>> BEGIN
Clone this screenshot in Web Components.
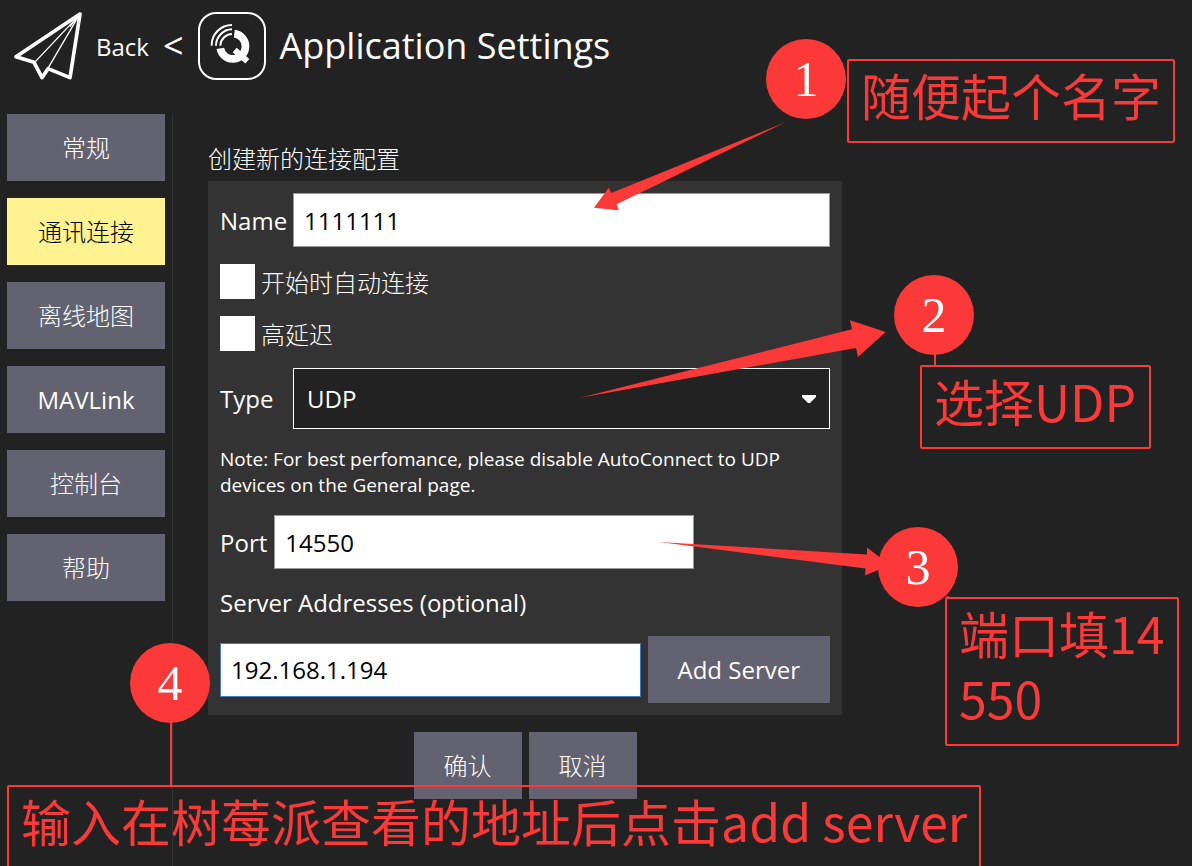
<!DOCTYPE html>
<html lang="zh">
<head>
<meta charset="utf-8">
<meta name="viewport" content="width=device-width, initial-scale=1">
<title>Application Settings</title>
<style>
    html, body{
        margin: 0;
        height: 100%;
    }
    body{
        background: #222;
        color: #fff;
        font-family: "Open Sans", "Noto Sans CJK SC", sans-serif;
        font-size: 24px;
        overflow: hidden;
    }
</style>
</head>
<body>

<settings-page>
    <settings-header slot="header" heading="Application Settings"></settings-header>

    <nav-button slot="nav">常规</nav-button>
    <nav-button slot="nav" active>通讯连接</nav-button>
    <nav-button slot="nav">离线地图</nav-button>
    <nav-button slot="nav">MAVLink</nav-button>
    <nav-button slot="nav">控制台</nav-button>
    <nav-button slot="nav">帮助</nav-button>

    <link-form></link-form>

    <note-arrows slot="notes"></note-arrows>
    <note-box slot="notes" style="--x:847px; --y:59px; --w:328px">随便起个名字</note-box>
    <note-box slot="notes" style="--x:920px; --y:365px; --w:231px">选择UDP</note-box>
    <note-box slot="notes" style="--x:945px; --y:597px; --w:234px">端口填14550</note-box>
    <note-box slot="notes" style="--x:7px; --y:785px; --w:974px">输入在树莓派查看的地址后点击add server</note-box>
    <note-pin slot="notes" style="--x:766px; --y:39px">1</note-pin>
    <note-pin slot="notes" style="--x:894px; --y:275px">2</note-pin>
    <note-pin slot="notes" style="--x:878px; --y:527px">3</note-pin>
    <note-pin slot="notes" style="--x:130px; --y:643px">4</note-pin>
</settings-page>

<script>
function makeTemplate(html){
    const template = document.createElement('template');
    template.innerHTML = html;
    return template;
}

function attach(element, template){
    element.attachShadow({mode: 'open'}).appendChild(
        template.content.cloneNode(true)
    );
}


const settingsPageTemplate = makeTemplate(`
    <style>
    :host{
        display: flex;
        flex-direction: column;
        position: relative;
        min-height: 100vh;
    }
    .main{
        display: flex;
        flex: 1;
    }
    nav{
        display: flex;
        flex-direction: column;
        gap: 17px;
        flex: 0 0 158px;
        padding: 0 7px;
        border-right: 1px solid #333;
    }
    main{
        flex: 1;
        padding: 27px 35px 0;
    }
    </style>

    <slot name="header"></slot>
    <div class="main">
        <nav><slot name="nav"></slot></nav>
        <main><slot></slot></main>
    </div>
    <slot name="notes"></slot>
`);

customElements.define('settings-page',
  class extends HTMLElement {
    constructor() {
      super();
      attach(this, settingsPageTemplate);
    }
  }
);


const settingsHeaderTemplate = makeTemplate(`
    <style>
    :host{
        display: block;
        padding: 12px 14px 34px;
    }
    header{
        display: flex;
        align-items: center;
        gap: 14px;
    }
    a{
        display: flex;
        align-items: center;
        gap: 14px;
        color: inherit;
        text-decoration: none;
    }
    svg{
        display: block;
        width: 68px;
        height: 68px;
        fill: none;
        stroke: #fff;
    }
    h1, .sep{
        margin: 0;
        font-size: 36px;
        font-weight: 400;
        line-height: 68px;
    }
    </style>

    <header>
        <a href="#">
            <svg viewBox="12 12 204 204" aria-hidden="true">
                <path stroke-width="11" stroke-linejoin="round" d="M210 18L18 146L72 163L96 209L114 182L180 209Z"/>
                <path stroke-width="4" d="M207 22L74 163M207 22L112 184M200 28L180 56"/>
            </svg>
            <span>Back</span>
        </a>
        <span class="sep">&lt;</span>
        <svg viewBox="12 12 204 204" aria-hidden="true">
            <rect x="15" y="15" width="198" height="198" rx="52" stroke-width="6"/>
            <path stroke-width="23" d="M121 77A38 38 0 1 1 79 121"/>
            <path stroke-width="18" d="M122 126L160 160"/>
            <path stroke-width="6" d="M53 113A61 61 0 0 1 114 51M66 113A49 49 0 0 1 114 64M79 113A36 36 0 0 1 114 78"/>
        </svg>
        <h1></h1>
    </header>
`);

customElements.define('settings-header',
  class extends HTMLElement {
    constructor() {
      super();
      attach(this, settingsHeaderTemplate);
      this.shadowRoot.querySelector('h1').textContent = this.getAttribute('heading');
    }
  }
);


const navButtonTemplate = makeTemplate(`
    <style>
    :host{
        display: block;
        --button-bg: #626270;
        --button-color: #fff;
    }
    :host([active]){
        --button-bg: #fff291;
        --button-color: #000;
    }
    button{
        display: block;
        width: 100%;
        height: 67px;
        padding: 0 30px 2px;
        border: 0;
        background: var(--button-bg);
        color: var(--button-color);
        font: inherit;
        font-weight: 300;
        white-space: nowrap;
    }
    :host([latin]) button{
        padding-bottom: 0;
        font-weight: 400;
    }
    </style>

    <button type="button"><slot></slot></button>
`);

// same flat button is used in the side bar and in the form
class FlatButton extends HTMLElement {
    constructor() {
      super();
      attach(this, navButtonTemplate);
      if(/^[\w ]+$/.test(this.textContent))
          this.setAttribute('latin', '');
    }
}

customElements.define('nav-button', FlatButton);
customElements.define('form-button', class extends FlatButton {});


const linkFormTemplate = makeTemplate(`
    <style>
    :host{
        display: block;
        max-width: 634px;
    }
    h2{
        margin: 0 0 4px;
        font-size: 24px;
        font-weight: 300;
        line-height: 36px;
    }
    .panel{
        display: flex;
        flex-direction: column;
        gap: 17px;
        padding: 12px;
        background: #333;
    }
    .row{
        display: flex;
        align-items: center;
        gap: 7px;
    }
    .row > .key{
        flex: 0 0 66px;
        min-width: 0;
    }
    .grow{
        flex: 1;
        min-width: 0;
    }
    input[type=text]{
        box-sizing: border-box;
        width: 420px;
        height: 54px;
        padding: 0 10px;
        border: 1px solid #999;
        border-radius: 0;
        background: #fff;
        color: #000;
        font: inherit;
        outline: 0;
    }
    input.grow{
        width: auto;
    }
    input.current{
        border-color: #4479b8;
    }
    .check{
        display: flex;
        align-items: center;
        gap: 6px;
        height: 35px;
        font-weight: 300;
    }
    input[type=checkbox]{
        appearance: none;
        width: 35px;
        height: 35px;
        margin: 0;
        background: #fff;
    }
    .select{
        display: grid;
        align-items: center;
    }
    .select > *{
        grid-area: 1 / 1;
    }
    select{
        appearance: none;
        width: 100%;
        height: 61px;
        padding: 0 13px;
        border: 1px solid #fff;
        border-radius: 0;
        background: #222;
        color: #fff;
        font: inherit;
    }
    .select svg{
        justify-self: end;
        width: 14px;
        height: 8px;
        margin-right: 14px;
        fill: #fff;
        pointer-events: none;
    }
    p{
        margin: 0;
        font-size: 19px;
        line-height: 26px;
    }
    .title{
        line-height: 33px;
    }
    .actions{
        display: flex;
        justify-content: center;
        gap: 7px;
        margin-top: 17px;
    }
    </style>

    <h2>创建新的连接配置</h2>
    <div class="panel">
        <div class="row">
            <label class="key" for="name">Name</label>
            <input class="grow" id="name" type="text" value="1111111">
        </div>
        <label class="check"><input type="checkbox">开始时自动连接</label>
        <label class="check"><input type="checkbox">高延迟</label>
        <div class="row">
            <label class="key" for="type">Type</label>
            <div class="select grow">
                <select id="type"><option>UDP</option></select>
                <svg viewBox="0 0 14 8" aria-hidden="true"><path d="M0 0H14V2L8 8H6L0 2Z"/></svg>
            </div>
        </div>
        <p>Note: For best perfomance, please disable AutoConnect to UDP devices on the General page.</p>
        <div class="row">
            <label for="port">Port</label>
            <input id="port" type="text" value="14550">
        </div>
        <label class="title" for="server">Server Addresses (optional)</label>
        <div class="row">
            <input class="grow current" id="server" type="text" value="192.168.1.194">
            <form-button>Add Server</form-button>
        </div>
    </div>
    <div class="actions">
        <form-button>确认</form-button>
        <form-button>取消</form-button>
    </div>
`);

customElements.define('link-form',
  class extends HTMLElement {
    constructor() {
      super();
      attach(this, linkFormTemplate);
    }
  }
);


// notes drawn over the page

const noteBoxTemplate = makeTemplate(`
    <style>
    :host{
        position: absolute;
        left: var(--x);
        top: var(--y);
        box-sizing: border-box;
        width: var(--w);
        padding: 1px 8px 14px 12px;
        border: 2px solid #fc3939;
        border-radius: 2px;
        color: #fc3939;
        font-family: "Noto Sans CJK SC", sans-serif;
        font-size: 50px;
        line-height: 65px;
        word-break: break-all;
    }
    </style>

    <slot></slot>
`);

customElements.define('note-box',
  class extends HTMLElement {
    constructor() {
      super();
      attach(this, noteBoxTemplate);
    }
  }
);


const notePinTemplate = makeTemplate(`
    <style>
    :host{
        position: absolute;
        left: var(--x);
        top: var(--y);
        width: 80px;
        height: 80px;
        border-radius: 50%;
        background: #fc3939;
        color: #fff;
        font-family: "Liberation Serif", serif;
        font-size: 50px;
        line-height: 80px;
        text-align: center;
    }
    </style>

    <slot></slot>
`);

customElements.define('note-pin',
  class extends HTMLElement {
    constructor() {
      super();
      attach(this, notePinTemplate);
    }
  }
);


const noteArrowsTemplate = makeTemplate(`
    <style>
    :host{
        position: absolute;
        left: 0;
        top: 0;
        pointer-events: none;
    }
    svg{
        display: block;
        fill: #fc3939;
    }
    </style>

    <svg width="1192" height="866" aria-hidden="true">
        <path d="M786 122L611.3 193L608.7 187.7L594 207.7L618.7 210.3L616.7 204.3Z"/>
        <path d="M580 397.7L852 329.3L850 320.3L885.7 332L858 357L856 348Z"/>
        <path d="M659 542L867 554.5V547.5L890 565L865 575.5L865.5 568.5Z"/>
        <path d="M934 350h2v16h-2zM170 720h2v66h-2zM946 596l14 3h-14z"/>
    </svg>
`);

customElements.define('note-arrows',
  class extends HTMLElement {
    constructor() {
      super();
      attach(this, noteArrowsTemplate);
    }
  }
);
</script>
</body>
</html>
>> END
>> BEGIN
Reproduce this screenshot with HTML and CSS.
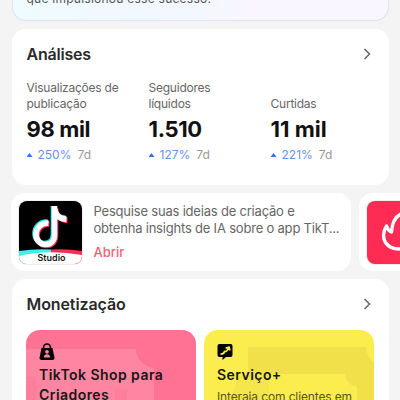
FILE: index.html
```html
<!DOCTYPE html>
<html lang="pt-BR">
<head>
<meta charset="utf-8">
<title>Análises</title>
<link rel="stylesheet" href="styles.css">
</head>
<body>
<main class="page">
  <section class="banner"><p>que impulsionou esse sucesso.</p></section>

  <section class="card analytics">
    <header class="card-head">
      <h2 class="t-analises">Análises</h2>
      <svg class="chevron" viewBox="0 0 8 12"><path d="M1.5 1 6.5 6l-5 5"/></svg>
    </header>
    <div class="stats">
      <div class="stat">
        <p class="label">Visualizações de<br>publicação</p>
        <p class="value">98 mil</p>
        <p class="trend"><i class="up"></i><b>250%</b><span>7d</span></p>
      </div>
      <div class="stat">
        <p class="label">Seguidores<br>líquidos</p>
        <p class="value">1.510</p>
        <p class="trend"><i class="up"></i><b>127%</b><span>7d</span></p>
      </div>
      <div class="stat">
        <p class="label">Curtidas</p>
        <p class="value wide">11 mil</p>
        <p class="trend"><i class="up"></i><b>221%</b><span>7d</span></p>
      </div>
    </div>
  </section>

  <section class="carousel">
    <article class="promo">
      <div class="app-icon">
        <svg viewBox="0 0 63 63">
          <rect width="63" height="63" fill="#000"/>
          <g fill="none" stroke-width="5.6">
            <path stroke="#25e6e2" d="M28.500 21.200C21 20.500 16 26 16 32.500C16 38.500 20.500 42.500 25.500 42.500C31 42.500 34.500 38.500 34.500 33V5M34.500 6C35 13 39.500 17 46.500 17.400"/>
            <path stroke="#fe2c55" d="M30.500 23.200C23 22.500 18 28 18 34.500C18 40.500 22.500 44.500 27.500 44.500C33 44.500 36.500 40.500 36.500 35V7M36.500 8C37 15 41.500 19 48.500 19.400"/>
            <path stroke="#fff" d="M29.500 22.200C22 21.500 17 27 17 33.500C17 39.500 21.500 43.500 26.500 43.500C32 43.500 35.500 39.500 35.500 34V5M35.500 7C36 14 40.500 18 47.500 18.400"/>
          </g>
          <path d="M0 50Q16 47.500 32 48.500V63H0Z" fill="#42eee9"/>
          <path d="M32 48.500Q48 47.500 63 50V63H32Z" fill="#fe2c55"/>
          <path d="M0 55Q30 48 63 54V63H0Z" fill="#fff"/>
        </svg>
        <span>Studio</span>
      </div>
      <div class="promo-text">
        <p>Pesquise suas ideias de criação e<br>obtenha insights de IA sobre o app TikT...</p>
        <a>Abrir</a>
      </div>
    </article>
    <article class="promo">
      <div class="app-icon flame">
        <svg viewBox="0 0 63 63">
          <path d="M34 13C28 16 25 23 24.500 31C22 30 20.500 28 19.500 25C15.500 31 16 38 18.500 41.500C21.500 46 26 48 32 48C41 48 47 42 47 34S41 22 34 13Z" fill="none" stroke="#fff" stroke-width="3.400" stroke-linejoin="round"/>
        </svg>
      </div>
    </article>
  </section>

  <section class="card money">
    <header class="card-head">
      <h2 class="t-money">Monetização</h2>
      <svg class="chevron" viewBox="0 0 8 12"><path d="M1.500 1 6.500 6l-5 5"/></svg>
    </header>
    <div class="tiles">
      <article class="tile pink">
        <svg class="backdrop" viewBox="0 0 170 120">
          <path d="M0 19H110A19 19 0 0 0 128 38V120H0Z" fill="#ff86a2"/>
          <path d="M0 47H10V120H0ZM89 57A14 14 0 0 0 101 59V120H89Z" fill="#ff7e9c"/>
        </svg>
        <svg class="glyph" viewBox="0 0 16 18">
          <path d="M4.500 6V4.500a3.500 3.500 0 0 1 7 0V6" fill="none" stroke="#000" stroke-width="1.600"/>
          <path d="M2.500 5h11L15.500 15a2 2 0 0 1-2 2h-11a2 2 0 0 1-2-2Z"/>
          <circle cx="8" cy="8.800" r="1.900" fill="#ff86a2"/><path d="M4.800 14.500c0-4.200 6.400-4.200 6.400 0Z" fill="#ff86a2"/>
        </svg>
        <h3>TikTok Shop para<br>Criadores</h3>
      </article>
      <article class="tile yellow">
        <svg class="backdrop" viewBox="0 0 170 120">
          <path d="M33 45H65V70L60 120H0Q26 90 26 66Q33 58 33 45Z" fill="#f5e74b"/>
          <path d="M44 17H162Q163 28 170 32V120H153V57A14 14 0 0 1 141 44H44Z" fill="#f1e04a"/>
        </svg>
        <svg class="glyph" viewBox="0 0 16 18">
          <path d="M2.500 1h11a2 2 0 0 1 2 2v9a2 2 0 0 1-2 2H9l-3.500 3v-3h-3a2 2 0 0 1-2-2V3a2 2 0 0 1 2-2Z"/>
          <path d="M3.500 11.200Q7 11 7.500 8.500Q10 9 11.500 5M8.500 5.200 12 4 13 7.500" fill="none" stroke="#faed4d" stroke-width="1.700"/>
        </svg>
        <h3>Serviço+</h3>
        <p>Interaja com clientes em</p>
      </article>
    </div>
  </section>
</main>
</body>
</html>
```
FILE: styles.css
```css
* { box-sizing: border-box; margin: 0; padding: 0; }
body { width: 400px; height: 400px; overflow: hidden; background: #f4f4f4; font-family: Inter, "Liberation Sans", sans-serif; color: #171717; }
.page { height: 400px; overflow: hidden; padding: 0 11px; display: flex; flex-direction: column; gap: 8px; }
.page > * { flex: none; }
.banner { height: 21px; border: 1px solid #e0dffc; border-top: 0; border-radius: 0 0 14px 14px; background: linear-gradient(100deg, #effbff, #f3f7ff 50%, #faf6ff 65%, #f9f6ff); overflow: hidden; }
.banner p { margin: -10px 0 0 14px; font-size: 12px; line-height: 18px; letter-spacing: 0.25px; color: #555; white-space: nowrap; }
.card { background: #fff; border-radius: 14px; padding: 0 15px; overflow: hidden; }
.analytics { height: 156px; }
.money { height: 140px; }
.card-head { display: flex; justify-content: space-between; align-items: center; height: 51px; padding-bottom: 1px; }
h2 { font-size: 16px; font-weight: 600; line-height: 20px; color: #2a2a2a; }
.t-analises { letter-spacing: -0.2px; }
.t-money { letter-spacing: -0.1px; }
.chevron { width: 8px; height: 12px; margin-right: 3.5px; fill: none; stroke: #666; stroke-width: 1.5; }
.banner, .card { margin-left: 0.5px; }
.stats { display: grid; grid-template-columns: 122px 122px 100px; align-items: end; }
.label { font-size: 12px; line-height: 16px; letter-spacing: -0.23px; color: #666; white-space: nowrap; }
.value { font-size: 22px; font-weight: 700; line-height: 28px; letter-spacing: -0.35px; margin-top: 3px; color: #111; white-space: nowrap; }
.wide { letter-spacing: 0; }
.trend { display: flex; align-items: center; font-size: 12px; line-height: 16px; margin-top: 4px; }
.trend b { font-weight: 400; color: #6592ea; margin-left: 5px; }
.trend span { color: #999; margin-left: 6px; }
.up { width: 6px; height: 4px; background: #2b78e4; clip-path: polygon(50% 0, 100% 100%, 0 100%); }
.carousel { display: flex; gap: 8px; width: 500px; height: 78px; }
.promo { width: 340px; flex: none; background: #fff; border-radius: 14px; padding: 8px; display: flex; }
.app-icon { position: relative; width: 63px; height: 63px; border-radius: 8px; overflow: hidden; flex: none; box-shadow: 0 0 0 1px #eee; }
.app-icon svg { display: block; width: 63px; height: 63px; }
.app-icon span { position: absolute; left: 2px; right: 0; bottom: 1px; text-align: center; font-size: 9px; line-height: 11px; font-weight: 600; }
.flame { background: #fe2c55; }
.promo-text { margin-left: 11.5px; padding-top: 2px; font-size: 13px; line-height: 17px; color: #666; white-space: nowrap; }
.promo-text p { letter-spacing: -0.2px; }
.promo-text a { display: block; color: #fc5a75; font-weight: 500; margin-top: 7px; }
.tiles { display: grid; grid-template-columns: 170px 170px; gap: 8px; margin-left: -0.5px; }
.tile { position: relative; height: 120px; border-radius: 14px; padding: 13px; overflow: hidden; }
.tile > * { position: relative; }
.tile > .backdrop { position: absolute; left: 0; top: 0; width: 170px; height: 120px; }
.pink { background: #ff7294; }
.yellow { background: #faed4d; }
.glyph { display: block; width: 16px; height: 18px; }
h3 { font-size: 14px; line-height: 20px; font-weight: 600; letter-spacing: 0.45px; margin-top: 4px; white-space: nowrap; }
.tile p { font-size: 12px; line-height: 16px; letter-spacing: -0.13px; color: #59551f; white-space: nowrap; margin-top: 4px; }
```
>> END
Set task → Copy down every line of the material above that includes the string "screenshot".

Response to this task →
Clone this screenshot in Web Components.
Reproduce this screenshot with HTML and CSS.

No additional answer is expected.